Each piece—snare, tom, hi-hat—detaches and floats upward without making a sound. Silence here is not absence but potential energy. You have built the infrastructure for a new rhythm (routine, relationship, project) but have not yet struck the first beat. The dream removes the sticks from your hand to show: the kit will wait in zero-G until you decide volume is allowed.

Pianos Gliding Over a City at Dusk

Grand pianos like stealth bombers cruise above skyscrapers, lids open like wings. Dusk is the liminal hour between conscious rule and dream law. Urbanity = the complex system of obligations you navigate. The piano is your weighted, expensive gift—perhaps your intellect, your family legacy, or your artistic ambition—finally off the ground and surveying wider maps. No collisions, only observation: the dream reassures you that elevation does not equal abandonment; it grants perspective.

Biblical & Spiritual Meaning

Scripture brims with airborne sound: trumpets blown at Jericho, harps caught up to heaven in Revelation. When instruments fly, they echo the “last trump” that is both ending and beginning. Mystically, the dream is a portable Pentecost—tongues of fire turned to wings of brass. The message: your voice is meant to transcend language barriers. Totemically, each instrument carries a spirit animal: trumpet = eagle (vision), drum = buffalo (heartbeat), flute = songbird (soul). Their flight invites you to partner with these spirits rather than cage them.

Psychological Analysis (Jungian & Freudian)

Jungian: A flying instrument is a syzygy of opposites—earth (wood, brass, skin) married to air (spirit, thought). It personifies the transcendent function, the mechanism that unites conscious and unconscious. If you have been stuck in rational mode, the dream compensates by granting your logos wings.

Freudian: Instruments are extensions of the body; blowing, bowing, or striking dramatize erotic release. When they fly, libido escapes repression without the usual social apology. The dream is a safe orgy of self-pleasure: you literally “lose control” in a controlled space, rehearsing the surrender you deny while awake.

Shadow aspect: Broken or out-of-tune flying instruments warn of talents you boast about but do not practice. The higher they soar, the farther the fall when humility returns.

What to Do Next?

  1. Morning score: Before speaking to anyone, write the melody you remember—hum it into your phone. Even if it feels silly, you are downloading the sheet music of your soul.
  2. Reality check: Each time you see a musical symbol (logo, t-shirt, ringtone) ask, “Am I using my voice today?” This anchors the dream’s airborne message into waking muscle.
  3. Creative appointment: Schedule one micro-performance within seven days—read a poem at an open mic, post a sung voicemail to a friend, or simply drum on your desk with intentional rhythm. The unconscious accepts timed offerings; missed deadlines turn flying instruments into broken ones (per Miller).

FAQ

Why do the instruments fly but produce no sound?

Silence indicates potential not yet released. The dream removes audio to place the responsibility of “sound” on your waking courage. Once you speak, sing, or act, the soundtrack will activate retroactively in future dreams.

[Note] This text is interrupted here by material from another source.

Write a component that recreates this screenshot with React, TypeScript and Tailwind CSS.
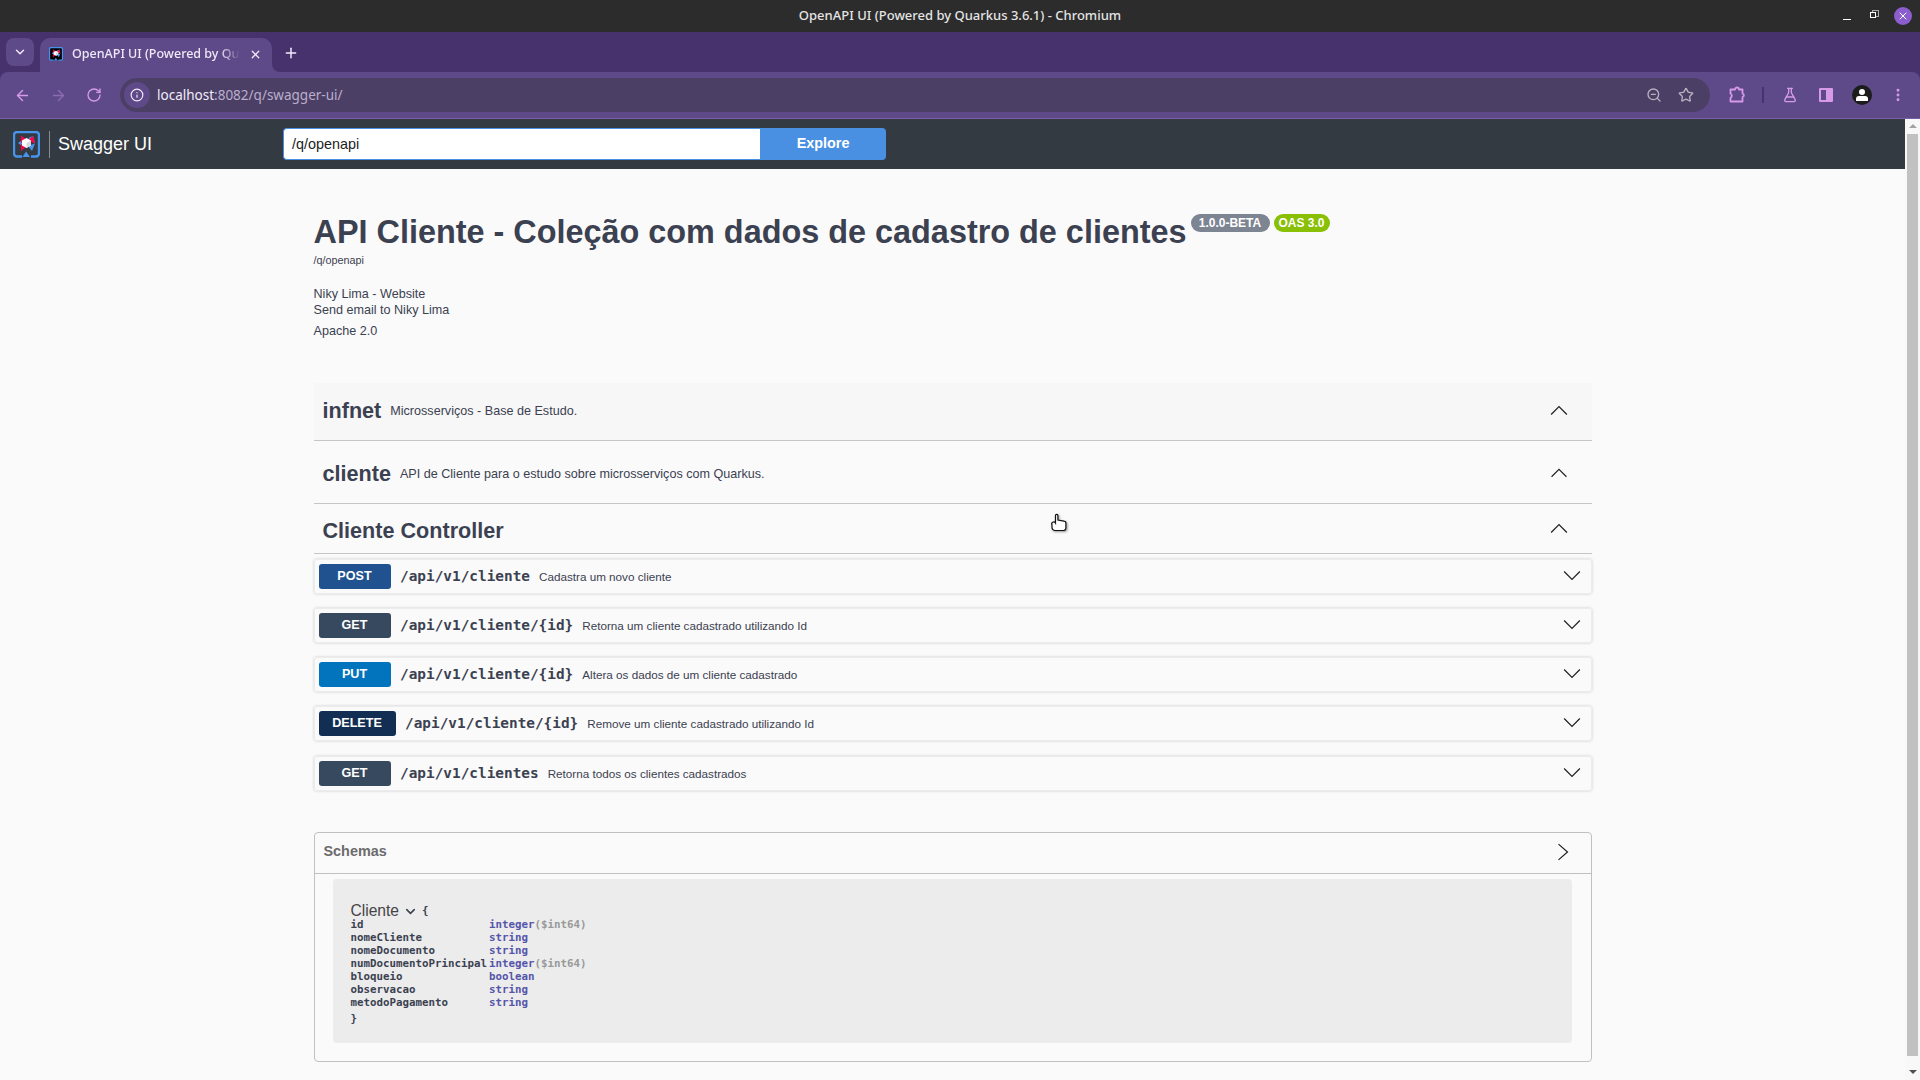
import React from 'react';
import { ArrowLeft, ArrowRight, ChevronDown, Info, MoreVertical, Plus, RotateCw, Star, X, FlaskConical, ZoomOut } from 'lucide-react';

const SANS = 'font-["Liberation_Sans",Arial,sans-serif]';
const MONO = 'font-["DejaVu_Sans_Mono",monospace]';

function QuarkusLogo({ size, fill = 'none' }: { size: number; fill?: string }) {
  return (
    <svg width={size} height={size} viewBox="0 0 27 27">
      <path d="M9 25.5 H4 a3 3 0 0 1 -3 -3 V4 a3 3 0 0 1 3 -3 H23 a3 3 0 0 1 3 3 V22.5 a3 3 0 0 1 -3 3 H18" fill={fill} stroke="#4695eb" strokeWidth="2.4" />
      <path d="M9.5 26 L13 20.5 L17 26 Z" fill="#4695eb" />
      <path d="M5 12 L12 7 V17 Z" fill="#4695eb" />
      <path d="M15 7 L20 5 L22 12 Z" fill="#4695eb" />
      <path d="M8 4.5 L14 9 L8 12 Z" fill="#ff004a" />
      <path d="M22 12.5 L15 9 L20 5 Z" fill="#ff004a" />
      <path d="M8 20 L14 15 L8 13 Z" fill="#ff004a" />
      <path d="M22 12.5 L15 15 L19 20 Z" fill="#4695eb" />
      <path d="M13.5 7 L18 9.5 V14.5 L13.5 17 L9 14.5 V9.5 Z" fill="#ffffff" />
      <path d="M13.5 12 L18 9.5 V14.5 L13.5 17 Z" fill="#d5d8de" />
    </svg>
  );
}

function ChevronThin({ dir, className }: { dir: 'up' | 'down' | 'right'; className?: string }) {
  const d = dir === 'up' ? 'M1 12 L8 5 L15 12' : dir === 'down' ? 'M1 4 L8 11 L15 4' : 'M4 1 L12 8 L4 15';
  return (
    <svg width="18" height="18" viewBox="0 0 16 16" fill="none" stroke="#222" strokeWidth="1.1" className={className}>
      <path d={d} />
    </svg>
  );
}

function TagSection({ name, desc, className, textClass, chevronClass }: { name: string; desc?: string; className: string; textClass?: string; chevronClass?: string }) {
  return (
    <div className={`flex items-center border-b border-[#c4c5c9] pl-[9px] pr-[24px] ${className}`}>
      <div className={`flex items-center ${textClass || ''}`}>
        <span className="text-[21.6px] font-bold text-[#3b4151]">{name}</span>
        {desc && <span className="ml-[9px] text-[12.6px] text-[#3b4151]">{desc}</span>}
      </div>
      <ChevronThin dir="up" className={`ml-auto ${chevronClass || ''}`} />
    </div>
  );
}

const endpoints = [
  { method: 'POST', path: '/api/v1/cliente', desc: 'Cadastra um novo cliente', color: 'bg-[#20528f]', badge: 'w-[72px]' },
  { method: 'GET', path: '/api/v1/cliente/{id}', desc: 'Retorna um cliente cadastrado utilizando Id', color: 'bg-[#36495e]', badge: 'w-[72px]' },
  { method: 'PUT', path: '/api/v1/cliente/{id}', desc: 'Altera os dados de um cliente cadastrado', color: 'bg-[#0274bd]', badge: 'w-[72px]' },
  { method: 'DELETE', path: '/api/v1/cliente/{id}', desc: 'Remove um cliente cadastrado utilizando Id', color: 'bg-[#122e52]', badge: 'w-[77px]' },
  { method: 'GET', path: '/api/v1/clientes', desc: 'Retorna todos os clientes cadastrados', color: 'bg-[#36495e]', badge: 'w-[72px]' },
];

const fields = [
  { name: 'id', type: 'integer', format: '($int64)' },
  { name: 'nomeCliente', type: 'string' },
  { name: 'nomeDocumento', type: 'string' },
  { name: 'numDocumentoPrincipal', type: 'integer', format: '($int64)' },
  { name: 'bloqueio', type: 'boolean' },
  { name: 'observacao', type: 'string' },
  { name: 'metodoPagamento', type: 'string' },
];

function BrowserChrome() {
  return (
    <div className="bg-[#47326e]">
      <div className="relative flex h-[32px] items-center justify-center bg-[#2c2c2c]">
        <span className='font-["Noto_Sans",sans-serif] text-[13px] font-medium text-[#e4e4e4]'>OpenAPI UI (Powered by Quarkus 3.6.1) - Chromium</span>
        <div className="absolute right-[8px] top-[7px] flex items-center">
          <div className="mr-[19px] h-[1px] w-[8px] translate-y-[3px] bg-white" />
          <div className="relative mr-[16px] h-[8px] w-[8px]">
            <div className="absolute left-[2px] top-[-2px] h-[7px] w-[7px] border border-[#aaa]" />
            <div className="absolute left-0 top-0 h-[6px] w-[6px] border border-white bg-[#2c2c2c]" />
          </div>
          <div className="flex h-[18px] w-[18px] items-center justify-center rounded-full bg-[#8b5dcf]">
            <X size={12} strokeWidth={2} color="#fff" />
          </div>
        </div>
      </div>
      <div className="flex h-[40px] items-end pl-[6px]">
        <div className="mb-[6px] flex h-[28px] w-[28px] items-center justify-center rounded-[8px] bg-[#5e4a88]">
          <ChevronDown size={14} strokeWidth={2.5} color="#f0e8fa" />
        </div>
        <div className="relative ml-[6px] flex h-[34px] w-[232px] items-center rounded-t-[10px] bg-[#5e4a88] pb-[2px] pl-[9px]">
          <QuarkusLogo size={14} fill="#000" />
          <span className='ml-[9px] w-[168px] overflow-hidden whitespace-nowrap font-["Noto_Sans",sans-serif] text-[12.5px] font-medium text-[#efe8f8] [mask-image:linear-gradient(to_right,black_88%,transparent)]'>OpenAPI UI (Powered by Qu</span>
          <X size={13} strokeWidth={2.4} color="#f0e8fa" className="ml-[9px]" />
          <div className="absolute bottom-0 right-[-8px] h-[8px] w-[8px] bg-[#5e4a88]">
            <div className="h-full w-full rounded-bl-[8px] bg-[#47326e]" />
          </div>
        </div>
        <div className="mb-[11px] ml-[11px]">
          <Plus size={16} strokeWidth={2.2} color="#f2ecfb" />
        </div>
      </div>
      <div className="flex h-[47px] items-center rounded-t-[8px] border-b border-[#7b5ea8] bg-[#5e4a88] pl-[13.5px]">
        <ArrowLeft size={17} strokeWidth={2} color="#d79ae8" />
        <ArrowRight size={17} strokeWidth={2} color="#8c6bb0" className="ml-[19px]" />
        <RotateCw size={16} strokeWidth={2} color="#d79ae8" className="ml-[19.5px]" />
        <div className="ml-[18px] flex h-[34px] w-[1590px] items-center rounded-full bg-[#4c3f66] pl-[4px]">
          <div className="flex h-[26px] w-[26px] items-center justify-center rounded-full bg-[#5e4a88]">
            <Info size={14} strokeWidth={2} color="#f2ecfb" />
          </div>
          <span className='ml-[7px] font-["Noto_Sans",sans-serif] text-[13.5px] text-[#f2ecfb]'>localhost<span className="text-[#b9aecb]">:8082/q/swagger-ui/</span></span>
          <ZoomOut size={16} strokeWidth={2} color="#b8b3c0" className="ml-auto" />
          <Star size={16} strokeWidth={2} color="#b8b3c0" className="ml-[16px] mr-[16px]" />
        </div>
        <svg width="18" height="18" viewBox="0 0 18 18" fill="none" stroke="#d79ae8" strokeWidth="1.8" strokeLinejoin="round" className="ml-[18px]">
          <path d="M2.5 3.5 H7 a2 2 0 0 1 4 0 H14.5 V7.5 a1.8 1.8 0 0 1 0 3.5 V15.5 H2.5 V12 a2.6 2.6 0 0 0 0 -4.5 Z" />
        </svg>
        <div className="ml-[16px] h-[16px] w-[2px] bg-[#47326e]" />
        <FlaskConical size={16} strokeWidth={2} color="#d79ae8" className="ml-[18px]" />
        <div className="ml-[21px] flex h-[14px] w-[14px] overflow-hidden rounded-[1px] border-2 border-[#d79ae8]">
          <div className="ml-auto h-full w-[5px] bg-[#d79ae8]" />
        </div>
        <div className="relative ml-[19px] flex h-[20px] w-[20px] items-center justify-center overflow-hidden rounded-full bg-[#1c1c1c]">
          <div className="absolute top-[4px] h-[6px] w-[6px] rounded-full bg-white" />
          <div className="absolute top-[11px] h-[5px] w-[12px] rounded-t-[3px] bg-white" />
        </div>
        <MoreVertical size={16} strokeWidth={2.4} color="#d79ae8" className="ml-[18px]" />
      </div>
    </div>
  );
}

function Scrollbar() {
  return (
    <div className="flex w-[15px] shrink-0 flex-col items-center bg-[#f8f8f8]">
      <div className="mb-[6px] mt-[5px] h-0 w-0 border-x-[4px] border-b-[4px] border-x-transparent border-b-[#a3a3a3]" />
      <div className="h-[922px] w-[11px] bg-[#c1c1c1]" />
      <div className="mt-[14px] h-0 w-0 border-x-[4px] border-t-[4px] border-x-transparent border-t-[#505050]" />
    </div>
  );
}

export default function App() {
  return (
    <div className={`relative flex h-screen w-full flex-col overflow-hidden bg-[#fafafa] ${SANS}`}>
      <BrowserChrome />
      <div className="flex min-h-0 flex-1">
        <div className="min-w-0 flex-1">
          <header className="flex h-[50px] items-center bg-[#343a41] pl-[13px]">
            <QuarkusLogo size={27} />
            <div className="ml-[9px] h-[27px] w-px bg-[#888c90]" />
            <span className="ml-[8px] text-[18px] text-white">Swagger UI</span>
            <div className="ml-[131px] flex h-[32px] w-[603px]">
              <div className="flex w-[477px] items-center rounded-l-[4px] border border-r-0 border-[#4990e2] bg-white pl-[8px] pt-[2px] text-[14.4px] text-[#222]">/q/openapi</div>
              <div className="flex flex-1 items-center justify-center rounded-r-[4px] bg-[#4990e2] text-[14.4px] font-bold text-white">Explore</div>
            </div>
          </header>

          <main className="mx-auto w-[1278px]">
            <section className="pt-[44.5px] text-[#3b4151]">
              <div className="flex items-start">
                <h1 className="text-[32.4px] font-bold leading-[37px]">API Cliente - Coleção com dados de cadastro de clientes</h1>
                <span className="ml-[4px] mt-[0.5px] flex h-[18px] w-[79px] items-center justify-center rounded-full bg-[#7d8492] text-[12px] font-bold text-white">1.0.0-BETA</span>
                <span className="ml-[4px] mt-[0.5px] flex h-[18px] w-[56px] items-center justify-center rounded-full bg-[#89bf04] text-[12px] font-bold text-white">OAS 3.0</span>
              </div>
              <div className="mt-[2.5px] text-[10.8px] leading-[14px]">/q/openapi</div>
              <div className="mt-[19px] text-[12.6px] leading-[16px]">Niky Lima - Website</div>
              <div className="text-[12.6px] leading-[16px]">Send email to Niky Lima</div>
              <div className="mt-[4.5px] text-[12.6px] leading-[16px]">Apache 2.0</div>
            </section>

            <div className="mt-[44px]">
              <TagSection name="infnet" desc="Microsserviços - Base de Estudo." className="h-[58px] bg-[#f7f7f7]" chevronClass="mb-[2px]" />
              <TagSection name="cliente" desc="API de Cliente para o estudo sobre microsserviços com Quarkus." className="h-[63px]" textClass="pt-[5px]" chevronClass="pt-[1px]" />
              <TagSection name="Cliente Controller" className="h-[50px]" textClass="pt-[7px]" />
            </div>

            <div className="mt-[5px] flex flex-col gap-[14.25px]">
              {endpoints.map((ep, i) => (
                <div key={i} className="flex h-[35px] items-center rounded-[3px] border border-[#ececec] pl-[4px] pr-[9.5px] shadow-[0_0_3px_rgba(0,0,0,0.19)]">
                  <div className={`flex h-[25px] items-center justify-center rounded-[3px] text-[12.6px] font-bold text-white ${ep.color} ${ep.badge}`}>{ep.method}</div>
                  <span className={`ml-[9.5px] pt-[1px] text-[14.4px] font-bold text-[#3b4151] ${MONO}`}>{ep.path}</span>
                  <span className="ml-[9px] pt-[1px] text-[11.7px] text-[#3b4151]">{ep.desc}</span>
                  <ChevronThin dir="down" className="ml-auto mb-[1px]" />
                </div>
              ))}
            </div>

            <section className="mt-[41px] h-[230px] rounded-[4px] border border-[#bfc0c3]">
              <div className="flex h-[41px] items-center border-b border-[#bfc0c3] pb-[2px] pl-[9px] pr-[19px]">
                <span className="text-[14.4px] font-bold text-[#6b6b6b]">Schemas</span>
                <ChevronThin dir="right" className="ml-auto" />
              </div>
              <div className={`mx-[18.5px] mt-[5px] h-[164px] rounded-[4px] bg-[#ececec] pl-[17.5px] pt-[25px] text-[10.8px] font-bold text-[#3b4151] ${MONO}`}>
                <div className="flex h-[15px] items-center">
                  <span className={`text-[15.6px] font-normal text-[#444] ${SANS}`}>Cliente</span>
                  <ChevronDown size={15} strokeWidth={2.5} className="ml-[4px]" />
                  <span className="ml-[4px]">{'{'}</span>
                </div>
                <table className="mt-[-1px] border-collapse">
                  <tbody>
                    {fields.map((f) => (
                      <tr key={f.name} className="h-[13px] leading-[13px]">
                        <td className="w-[138.5px] p-0">{f.name}</td>
                        <td className="p-0 text-[#55a]">
                          {f.type}
                          {f.format && <span className="text-[#999]">{f.format}</span>}
                        </td>
                      </tr>
                    ))}
                  </tbody>
                </table>
                <div className="mt-[3px] leading-[13px]">{'}'}</div>
              </div>
            </section>
          </main>
        </div>
        <Scrollbar />
      </div>

      <svg width="18" height="19" viewBox="0 0 18 19" className="absolute left-[1050px] top-[513px] drop-shadow-[1px_1px_1px_rgba(0,0,0,0.4)]">
        <path d="M5.5 10 V2.5 a1.2 1.2 0 0 1 2.4 0 V7 l6 1.2 a2 2 0 0 1 2 2 V15 a2.5 2.5 0 0 1 -2.5 2.5 H5 a3 3 0 0 1 -3 -3 V12 a2 2 0 0 1 3.5 -2 Z" fill="#fff" stroke="#111" strokeWidth="1.2" />
      </svg>
    </div>
  );
}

Is a flying instrument dream always positive?

Mostly, yes, but altitude can mask avoidance. If you feel anxiety as they ascend, the dream may flag dissociation—talent leaving the body before you’ve integrated it. Ground the gift with practice, not perfectionism.

Can this dream predict literal musical success?

It predicts psychological success: the integration of creative autonomy. Literal fame is optional and conditional on mundane effort. Treat the dream as a green light, then back it up with lessons, networking, and rehearsal.

Summary

Flying instruments are your gifts staging a mutiny against gravity—talent, emotion, and vocation that refuse to stay cases, silent, or second-hand. Follow them: tune, speak, drum, breathe; the sky is an invitation, not an escape.

From the 1901 Archives

"To see musical instruments, denotes anticipated pleasures. If they are broken, the pleasure will be marred by uncongenial companionship. For a young woman, this dream foretells for her the power to make her life what she will."